Of course, we are not perfect in our selection.  We may not use the songs or the blend of styles that you would most prefer.  We seek to do our best and to do what we believe is best for North River.  Our worship leader puts an incredible amount of time and effort into finding the best music for our church.  She appreciates your suggestions, but please don’t be offended if for some reason the songs you most want to hear don’t make it through our filters.  Our worship team works hard to do the best we can with the songs we use.  Our deepest desire is to draw you closer to God through everything we do in the worship service – music, prayer, preaching, etc.  We want to assist you in making those heart connections with God.
 



Publish Date: January 19, 2017  ::  Author: Duane Mabee

Not An Audience

Last week, we started talking about An Open Letter to Worshipers written by Gary Durbin who is a worship leader in Denver.  Let’s pick up where we left off. 

Gary talks about the fact that you are the worshipers – not an audience.  An audience mindset pervades the church today, but it isn’t biblical.  Worship in the Bible isn’t an audience coming to church to watch the show – the worship – put on by others.  In the Old Testament, people had to get their hands bloody to worship.  Worshipers are always described as getting actively, physically involved in worship. 
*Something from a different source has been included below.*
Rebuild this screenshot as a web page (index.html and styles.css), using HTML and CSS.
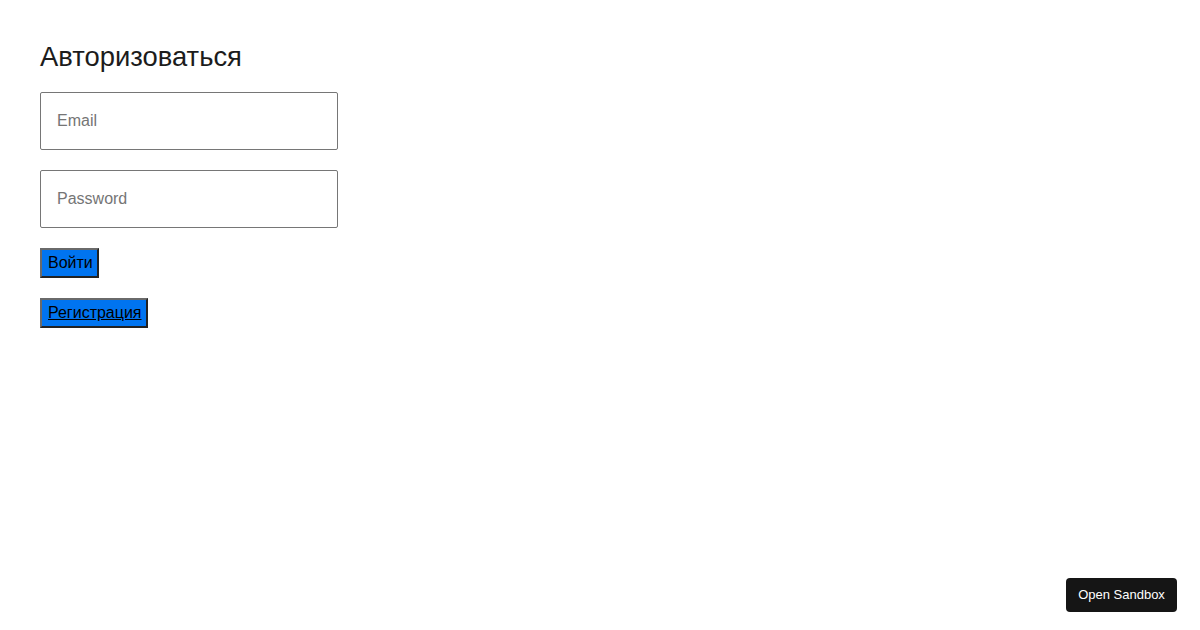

Gary writes, “When I ask you to raise your hands, don’t assume it’s a stick up.  I’m actually encouraging you to be biblical with your expression.  It’s a great thing to express your love for God and get excited.  God has also asked us to sing, clap, shout, bow down and even dance.  If you do those things at a concert or sporting event and not at church, you should probably do some introspection regarding your worship.” 
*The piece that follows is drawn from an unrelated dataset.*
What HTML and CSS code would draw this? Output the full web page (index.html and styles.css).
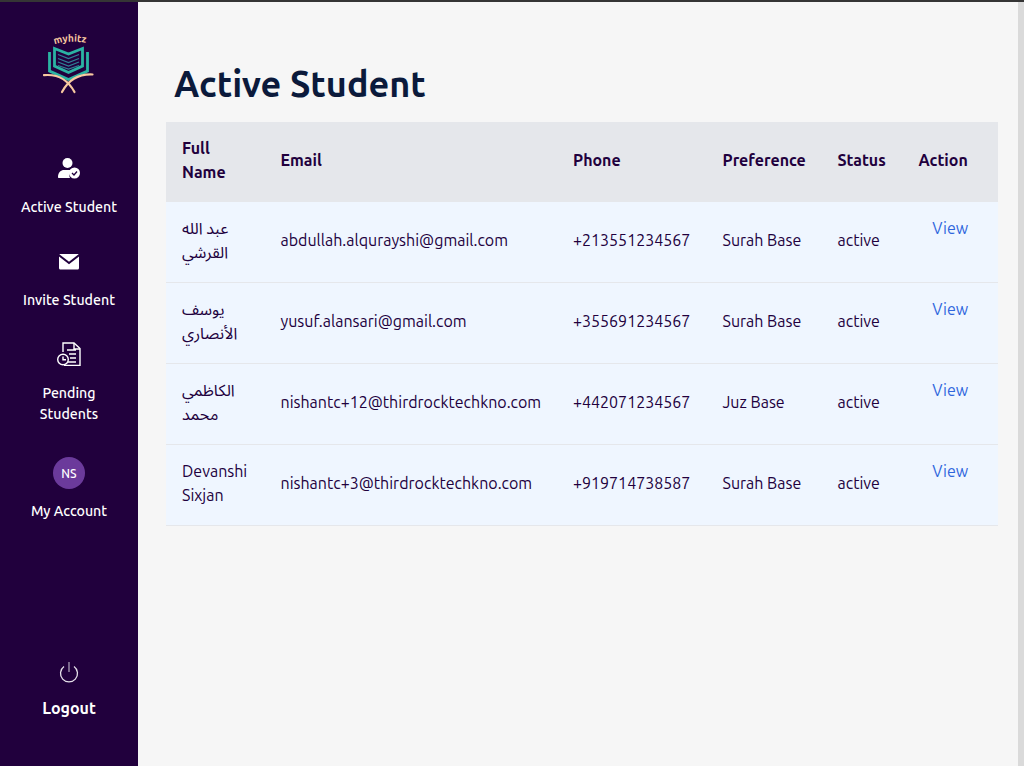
FILE: index.html
```html
<!DOCTYPE html>
<html lang="en">
<head>
<meta charset="utf-8">
<title>Active Student</title>
<link rel="stylesheet" href="styles.css">
</head>
<body>
<div class="topline"></div>
<div class="app">
  <aside class="sidebar">
    <div class="logo">
      <svg width="60" height="66" viewBox="40 30 60 66">
        <path id="arc" d="M55.500 44.500Q70 39.500 87 43" fill="none"/>
        <text class="logo-text"><textPath href="#arc">myhitz</textPath></text>
        <path d="M50.500 52v19l19 8.500 19-8.500V52" fill="none" stroke="#2bb3a3" stroke-width="2.800"/>
        <path d="M55.500 48.500l14 5.500 14-5.500V66l-14 6.500-14-6.500z" fill="#21003d" stroke="#2bb3a3" stroke-width="2.800"/>
        <path d="M59 54.500l10.500 4 10.500-4M59 58.500l10.500 4 10.500-4M59 62l10.500 4 10.500-4M59 65.500l10.500 3.500 10.500-3.500" fill="none" stroke="#2f7f95" stroke-width="1.200"/>
        <path d="M45 75.200c12-1.200 23 3 30.500 16.800M93.500 74.500c-12-.5-23 3.500-30.500 17.500" fill="none" stroke="#f8c9a0" stroke-width="2.200" stroke-linecap="round"/>
      </svg>
    </div>
    <nav class="menu">
      <a class="item">
        <svg class="icon" width="24" height="24" viewBox="0 0 24 24">
          <circle cx="10.500" cy="7" r="5" fill="#fff"/>
          <path d="M1 21c0-4.500 3-7 6-7h7c1 0 1 1 0 2-2 2-2 4-1 6H2c-.7 0-1-.4-1-1z" fill="#fff"/>
          <circle cx="17.500" cy="17" r="5.500" fill="#fff"/>
          <path d="M15 17l2 2 3-3.500" fill="none" stroke="#21003d" stroke-width="1.300"/>
        </svg>
        <span>Active Student</span>
      </a>
      <a class="item">
        <svg class="icon" width="24" height="24" viewBox="0 -1 24 24">
          <path d="M3 4h18c.4 0 .6.300.3.600L12 11.800 2.700 4.600C2.400 4.300 2.600 4 3 4z" fill="#fff"/>
          <path d="M2 6.500l10 7.800 10-7.800V18c0 .8-.5 1.500-1.500 1.500h-17C2.500 19.500 2 18.800 2 18z" fill="#fff"/>
        </svg>
        <span>Invite Student</span>
      </a>
      <a class="item">
        <svg class="icon" width="24" height="24" viewBox="0 0 24 24" fill="none" stroke="#fff" stroke-width="1.400">
          <path d="M6 10V1h11l6 5.500V23.500H7"/>
          <path d="M17 1v6h6M10 8h9M12 12h7M13 16h6M11 20h8"/>
          <circle cx="6" cy="17.500" r="5.300"/>
          <path d="M6 14.500v3.200h3"/>
        </svg>
        <span>Pending Students</span>
      </a>
      <a class="item account">
        <div class="avatar">NS</div>
        <span>My Account</span>
      </a>
    </nav>
    <a class="logout">
      <svg width="24" height="24" viewBox="0 0 24 24" fill="none" stroke-width="1.300">
        <path d="M7 6.500a8.500 8.500 0 1 0 10 0" stroke="#e6e0ea"/>
        <path d="M12 2v10" stroke="#a99db5"/>
      </svg>
      <span>Logout</span>
    </a>
  </aside>
  <main class="content">
    <h1>Active Student</h1>
    <table>
      <thead>
        <tr>
          <th class="col-name">Full Name</th>
          <th class="col-email">Email</th>
          <th class="col-phone">Phone</th>
          <th class="col-pref">Preference</th>
          <th class="col-status">Status</th>
          <th>Action</th>
        </tr>
      </thead>
      <tbody>
        <tr>
          <td>عبد الله القرشي</td>
          <td>abdullah.alqurayshi@gmail.com</td>
          <td>+213551234567</td>
          <td>Surah Base</td>
          <td>active</td>
          <td class="c-action"><a>View</a></td>
        </tr>
        <tr>
          <td>يوسف الأنصاري</td>
          <td>yusuf.alansari@gmail.com</td>
          <td>+355691234567</td>
          <td>Surah Base</td>
          <td>active</td>
          <td class="c-action"><a>View</a></td>
        </tr>
        <tr>
          <td>الكاظمي محمد</td>
          <td>nishantc+12@thirdrocktechkno.com</td>
          <td>+442071234567</td>
          <td>Juz Base</td>
          <td>active</td>
          <td class="c-action"><a>View</a></td>
        </tr>
        <tr>
          <td>Devanshi Sixjan</td>
          <td>nishantc+3@thirdrocktechkno.com</td>
          <td>+919714738587</td>
          <td>Surah Base</td>
          <td>active</td>
          <td class="c-action"><a>View</a></td>
        </tr>
      </tbody>
    </table>
  </main>
  <div class="scrollbar"></div>
</div>
</body>
</html>
```
FILE: styles.css
```css
* { box-sizing: border-box; }
html, body { margin: 0; height: 100%; overflow: hidden; }
body { font-family: Ubuntu, "Noto Sans Arabic", "Noto Naskh Arabic", sans-serif; background: #f6f6f6; color: #21003d; display: flex; flex-direction: column; }
.topline { height: 2px; background: #353535; flex: none; }
.app { flex: 1; display: flex; min-height: 0; }
.sidebar { width: 138px; flex: none; background: #21003d; color: #fff; display: flex; flex-direction: column; align-items: center; }
.logo { height: 112px; padding-top: 28px; display: flex; justify-content: center; }
.logo-text { font-size: 10px; font-weight: 700; fill: #f8c9a0; }
.menu { display: flex; flex-direction: column; width: 100%; padding-top: 42px; }
.item { display: flex; flex-direction: column; align-items: center; text-align: center; font-size: 14.200px; line-height: 21px; font-weight: 500; padding: 0 16px 31px; }
.item .icon { margin-bottom: 17px; }
.account { margin-top: 1px; }
.avatar { width: 32px; height: 32px; border-radius: 50%; background: #6b3a9b; display: flex; align-items: center; justify-content: center; font-size: 12px; margin-bottom: 12px; }
.logout { margin-top: auto; margin-bottom: 46px; display: flex; flex-direction: column; align-items: center; gap: 12px; font-size: 16px; line-height: 24px; font-weight: 700; }
.content { flex: 1; min-width: 0; padding: 0 20px 0 28px; }
h1 { margin: 57px 0 0 8px; font-size: 36px; line-height: 50px; font-weight: 700; color: #0b1a3b; height: 63px; }
table { width: 832px; table-layout: fixed; border-collapse: separate; border-spacing: 0; font-size: 16px; line-height: 24px; }
th { background: #e5e7eb; font-weight: 700; text-align: left; padding: 14px 16px 18px; height: 80px; }
td { background: #eff6ff; padding: 14px 16px 18px; border-bottom: 1px solid #e5e7eb; height: 81px; font-weight: 400; }
.col-name { width: 98.500px; }
.col-email { width: 292.500px; }
.col-phone { width: 149.500px; }
.col-pref { width: 115px; }
.col-status { width: 81px; }
.c-action { vertical-align: top; text-align: center; }
.c-action a { color: #2f66dd; }
.scrollbar { width: 6px; flex: none; background: #dadada; }
```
Don’t get concerned, I’m not going to try to implement dancing in our worship services.  Don’t even try to visualize that, it could be gruesome.  But, ask yourself, “What does my worship posture say to God?  Would anybody watching a video of me get the idea that I’m passionately in love with the God Who saved me?  Would they be curious about this God Who has so captured my attention?”

Worship is not what happens on the platform.  It is not “the show”, the music or the preaching.  Those should be acts of worship for the people presenting them, but for you they are meant to be aids to help you worship.  Worship happens as you actively engage with God.  It is the transaction that takes place in your heart between you and your Savior.  Worship is you acting out your love and reverence for God.  You are the performer, if you will.  God is your audience. 

Again, Gary puts it this way, “Perspective is huge. Make sure you have the right perspective of your role.  Look in the mirror and say this to yourself: ‘I am not a part of an audience.’  An audience is a gathering that needs to be entertained.  The gathering of God’s people should not be an audience that comes for a show.  You are way more than an audience.  You are part of a choir of children who call God their Father!  We’re united in lifting up anthems of praise to an audience of One—the One true and worthy God.  When you keep that perspective, you won’t settle for merely being entertained by our talents.  You will intentionally strive to join the praise to our Almighty Audience of One!”

You are not an audience.  You are a worshiper.  The kind of worshipers that God is looking for are those who actively worship Him (engage with Him) in spirit and in truth, (Jn. 4:23), not those who passively watch others. 
 
 



Publish Date: January 12, 2017  ::  Author: Duane Mabee

Dear Worshipper

On December 11, 2016, Gary Durbin wrote “An Open Letter to Worshippers”.  It is an excellent blog that was picked up by Worshipleader.com and distributed to church leaders around the nation.  I may print it for you at some point, but for now I would like to take a couple of weeks to focus on some of the individual points Gary made.  Gary is a worship leader and his letter comes from that perspective, but with a few minor adjustments it could have been written by a pastor. 

The blog starts by thanking you for coming to church, and I want do the same.  He wrote, “Thank you for coming to church.  You don’t have to be there, and we sometimes forget that as leaders.  The fact is this: You don’t have to be at church.  You choose to be at church.  My prayer is that you will be blessed because you came.” 

That’s true.  You don’t have to be here.  You come because you want to.  You want to worship with the people of North River.  You want to learn and grow in your faith.  You choose to make this a part of your week.  And, I appreciate that.  There are many places that you must go each week, but you choose to come to church – Thank You. 

Your role here is crucial.  You are a worshipper not just an attender and there is a huge difference between the two.  An attender is passive and needs to be entertained.  A worshipper actively contributes.  An attender is self-focused and criticizes.  A worshipper participates.  A worshipper connects with God, knowing that his or her heart attitude and participation is a gift to God.  My hope for you is that you will give all your energy and attention to God every time you come. 

Worship is not what happens on the platform.  It is not “the show”, the music or the preaching.  Those should be acts of worship for the people presenting them, but for you they are meant to be aids to help you worship.  Worship happens as you actively engage with God.  It is the transaction that takes place in your heart between you and your Savior. 

We strive to do our very best in every service.  That is part of our act of worship.  But, the quality of our performance doesn’t equal worship.  So, Gary encourages, “relieve yourself of the responsibility of inspecting our God presentation.  You will always find flaws, because we are flawed.  Instead, come expecting the presence of God.  God is not flawed.  He is perfect.  When you seek God in a fresh way every week, He will show you something new every time.  His presence is way better than our presentations.” 

If our presentation is flawless, but you don’t connect with God it will be an empty experience.  But, if you connect with God’s presence nothing else will matter.  I encourage you to come each week expecting to encounter the power and the presence of God.  It will change your experience.  It will change our church.